DIRECTIVE: Pull out every line containing the string "with".

--- START DATA PROVIDED ---

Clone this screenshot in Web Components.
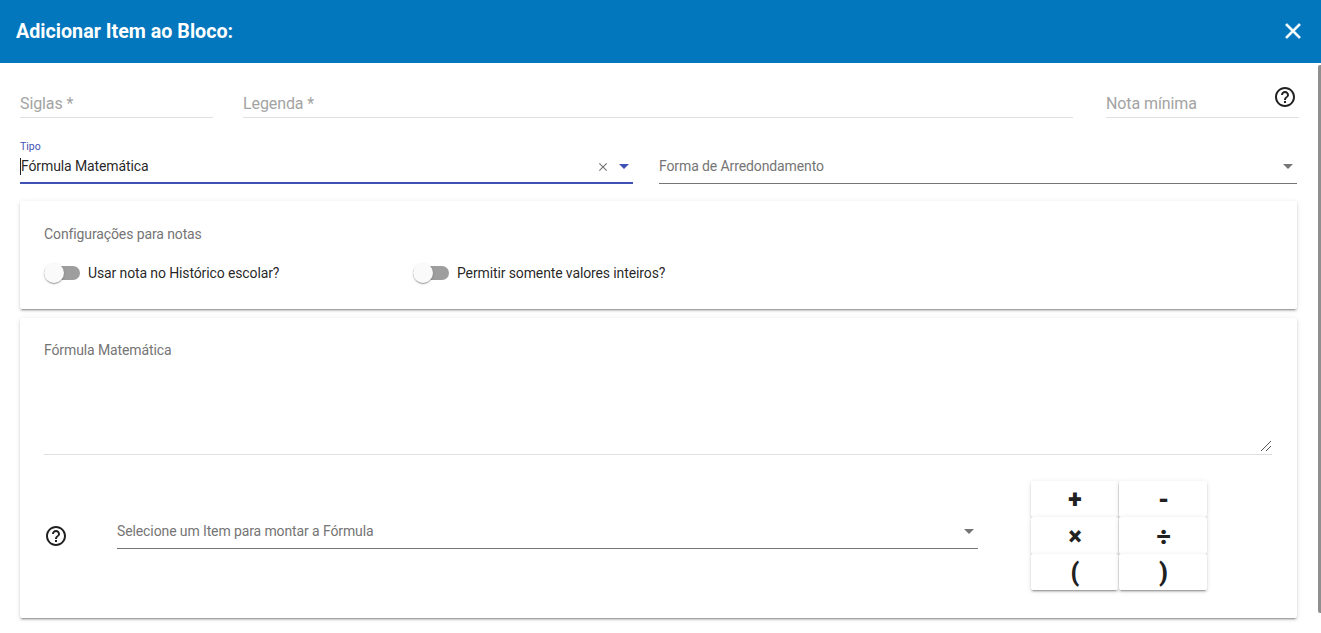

--- END DATA PROVIDED ---
--- START DATA PROVIDED ---

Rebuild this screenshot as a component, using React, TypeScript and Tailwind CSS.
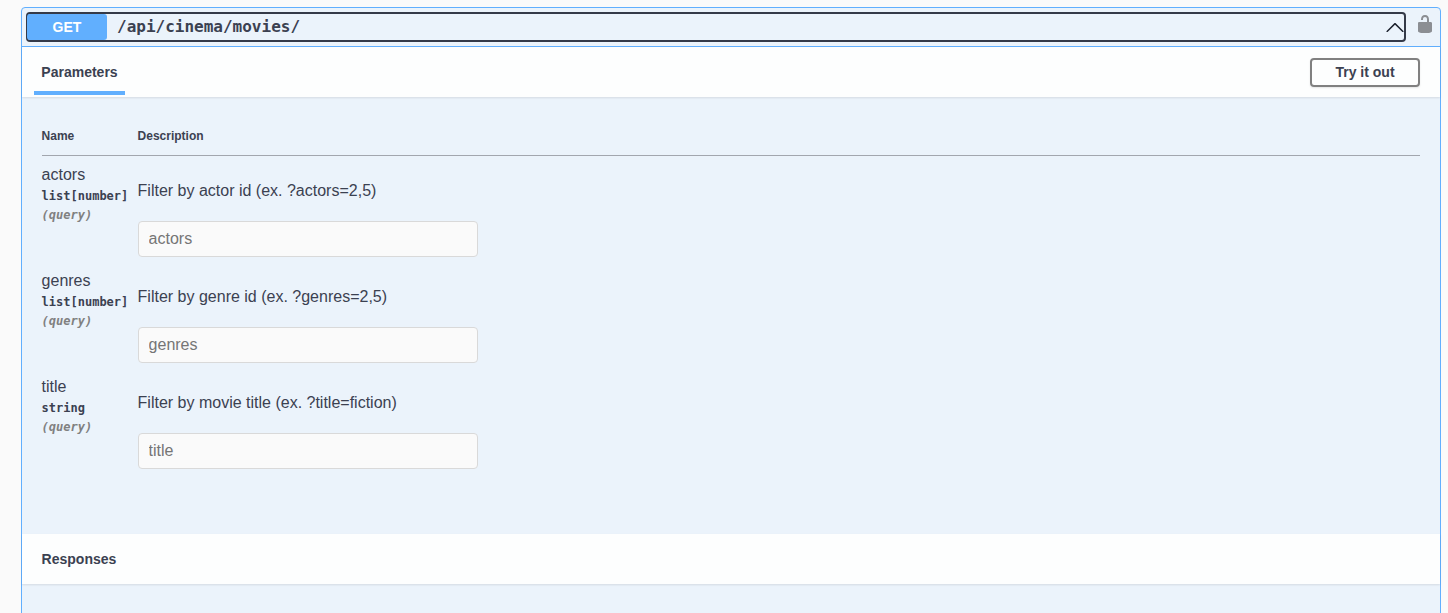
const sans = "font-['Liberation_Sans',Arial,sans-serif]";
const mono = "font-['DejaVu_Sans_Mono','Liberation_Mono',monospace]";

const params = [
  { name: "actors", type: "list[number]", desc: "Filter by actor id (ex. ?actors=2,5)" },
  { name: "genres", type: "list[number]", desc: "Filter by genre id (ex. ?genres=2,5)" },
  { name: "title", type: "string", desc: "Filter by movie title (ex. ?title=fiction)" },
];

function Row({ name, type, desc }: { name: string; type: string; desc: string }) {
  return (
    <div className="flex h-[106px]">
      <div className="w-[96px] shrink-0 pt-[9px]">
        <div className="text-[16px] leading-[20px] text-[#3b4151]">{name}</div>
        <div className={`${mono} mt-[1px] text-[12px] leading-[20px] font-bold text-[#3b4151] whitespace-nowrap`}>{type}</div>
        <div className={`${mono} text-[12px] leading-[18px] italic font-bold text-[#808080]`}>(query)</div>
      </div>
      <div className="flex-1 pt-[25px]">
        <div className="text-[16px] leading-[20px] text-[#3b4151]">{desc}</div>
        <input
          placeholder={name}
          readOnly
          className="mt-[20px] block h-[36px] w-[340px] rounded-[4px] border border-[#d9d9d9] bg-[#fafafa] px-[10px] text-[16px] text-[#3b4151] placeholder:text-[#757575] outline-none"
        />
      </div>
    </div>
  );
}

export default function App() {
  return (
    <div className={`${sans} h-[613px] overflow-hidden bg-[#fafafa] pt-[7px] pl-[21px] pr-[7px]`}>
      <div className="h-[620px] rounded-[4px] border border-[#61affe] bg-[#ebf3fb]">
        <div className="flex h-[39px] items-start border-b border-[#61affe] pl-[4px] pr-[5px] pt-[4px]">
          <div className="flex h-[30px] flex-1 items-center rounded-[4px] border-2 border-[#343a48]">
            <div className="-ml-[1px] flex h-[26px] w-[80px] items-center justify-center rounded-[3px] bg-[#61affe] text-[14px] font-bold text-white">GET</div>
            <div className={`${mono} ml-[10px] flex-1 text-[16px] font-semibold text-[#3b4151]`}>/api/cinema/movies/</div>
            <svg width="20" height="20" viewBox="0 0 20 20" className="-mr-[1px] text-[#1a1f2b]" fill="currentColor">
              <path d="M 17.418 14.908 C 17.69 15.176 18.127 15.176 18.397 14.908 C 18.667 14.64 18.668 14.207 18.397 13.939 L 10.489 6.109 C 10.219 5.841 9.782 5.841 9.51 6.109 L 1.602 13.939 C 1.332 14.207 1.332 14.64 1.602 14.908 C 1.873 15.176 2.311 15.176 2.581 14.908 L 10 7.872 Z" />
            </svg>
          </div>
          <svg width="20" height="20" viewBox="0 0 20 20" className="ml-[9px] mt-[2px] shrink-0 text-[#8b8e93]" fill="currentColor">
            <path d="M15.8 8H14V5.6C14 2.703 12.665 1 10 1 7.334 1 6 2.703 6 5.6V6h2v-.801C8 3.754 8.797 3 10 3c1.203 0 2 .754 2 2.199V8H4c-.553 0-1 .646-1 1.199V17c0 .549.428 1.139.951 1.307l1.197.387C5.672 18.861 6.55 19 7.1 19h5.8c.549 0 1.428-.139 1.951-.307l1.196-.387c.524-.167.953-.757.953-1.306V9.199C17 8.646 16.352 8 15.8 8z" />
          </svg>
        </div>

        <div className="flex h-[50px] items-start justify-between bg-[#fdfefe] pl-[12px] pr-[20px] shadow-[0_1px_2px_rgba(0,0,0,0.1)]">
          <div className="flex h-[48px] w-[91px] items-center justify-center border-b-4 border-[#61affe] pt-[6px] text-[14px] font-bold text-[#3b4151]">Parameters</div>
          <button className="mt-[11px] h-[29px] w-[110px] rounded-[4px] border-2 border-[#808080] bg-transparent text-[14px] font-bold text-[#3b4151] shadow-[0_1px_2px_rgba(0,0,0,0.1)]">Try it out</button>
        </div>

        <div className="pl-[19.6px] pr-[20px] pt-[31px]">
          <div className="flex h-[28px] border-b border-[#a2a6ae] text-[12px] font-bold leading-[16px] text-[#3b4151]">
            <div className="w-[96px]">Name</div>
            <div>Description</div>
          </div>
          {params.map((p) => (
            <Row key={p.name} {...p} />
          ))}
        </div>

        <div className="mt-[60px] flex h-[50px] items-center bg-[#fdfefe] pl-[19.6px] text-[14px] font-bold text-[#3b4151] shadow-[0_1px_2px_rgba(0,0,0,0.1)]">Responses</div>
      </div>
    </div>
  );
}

--- END DATA PROVIDED ---
--- START DATA PROVIDED ---

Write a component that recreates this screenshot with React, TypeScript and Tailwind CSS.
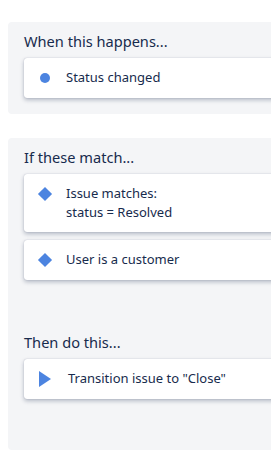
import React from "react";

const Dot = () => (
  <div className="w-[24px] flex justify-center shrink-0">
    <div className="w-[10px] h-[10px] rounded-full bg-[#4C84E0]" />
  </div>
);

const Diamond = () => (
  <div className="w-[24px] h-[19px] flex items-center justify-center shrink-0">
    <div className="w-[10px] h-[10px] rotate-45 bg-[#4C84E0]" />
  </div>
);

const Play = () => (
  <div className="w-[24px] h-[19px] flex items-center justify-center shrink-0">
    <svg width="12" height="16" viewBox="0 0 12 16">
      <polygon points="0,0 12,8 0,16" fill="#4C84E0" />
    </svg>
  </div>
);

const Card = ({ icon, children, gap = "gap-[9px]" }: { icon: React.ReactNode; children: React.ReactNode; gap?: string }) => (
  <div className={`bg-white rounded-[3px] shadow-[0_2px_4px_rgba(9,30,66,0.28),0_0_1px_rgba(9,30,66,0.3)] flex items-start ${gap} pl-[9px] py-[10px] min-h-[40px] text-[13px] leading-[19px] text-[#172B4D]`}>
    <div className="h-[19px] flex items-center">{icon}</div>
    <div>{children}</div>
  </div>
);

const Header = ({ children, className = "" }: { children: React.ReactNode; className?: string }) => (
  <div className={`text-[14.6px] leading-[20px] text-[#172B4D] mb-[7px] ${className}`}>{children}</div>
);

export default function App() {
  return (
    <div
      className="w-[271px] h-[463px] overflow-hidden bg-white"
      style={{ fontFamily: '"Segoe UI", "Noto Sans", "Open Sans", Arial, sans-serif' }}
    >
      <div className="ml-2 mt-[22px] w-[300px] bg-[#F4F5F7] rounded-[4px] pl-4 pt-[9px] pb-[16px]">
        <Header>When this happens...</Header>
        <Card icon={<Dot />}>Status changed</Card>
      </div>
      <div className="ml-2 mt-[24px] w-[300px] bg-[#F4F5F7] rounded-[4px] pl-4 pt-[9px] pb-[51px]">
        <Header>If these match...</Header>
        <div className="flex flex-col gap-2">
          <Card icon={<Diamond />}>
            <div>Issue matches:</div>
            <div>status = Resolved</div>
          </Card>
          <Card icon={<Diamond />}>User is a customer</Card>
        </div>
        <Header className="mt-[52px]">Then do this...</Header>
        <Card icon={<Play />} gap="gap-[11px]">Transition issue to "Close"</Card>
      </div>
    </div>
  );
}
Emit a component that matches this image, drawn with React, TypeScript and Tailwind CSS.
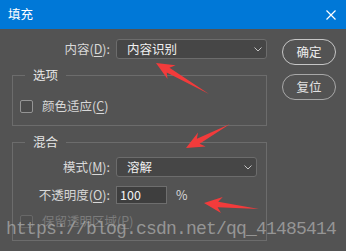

--- END DATA PROVIDED ---

RESULT FOR THIS TASK:
Write a component that recreates this screenshot with React, TypeScript and Tailwind CSS.
Emit a component that matches this image, drawn with React, TypeScript and Tailwind CSS.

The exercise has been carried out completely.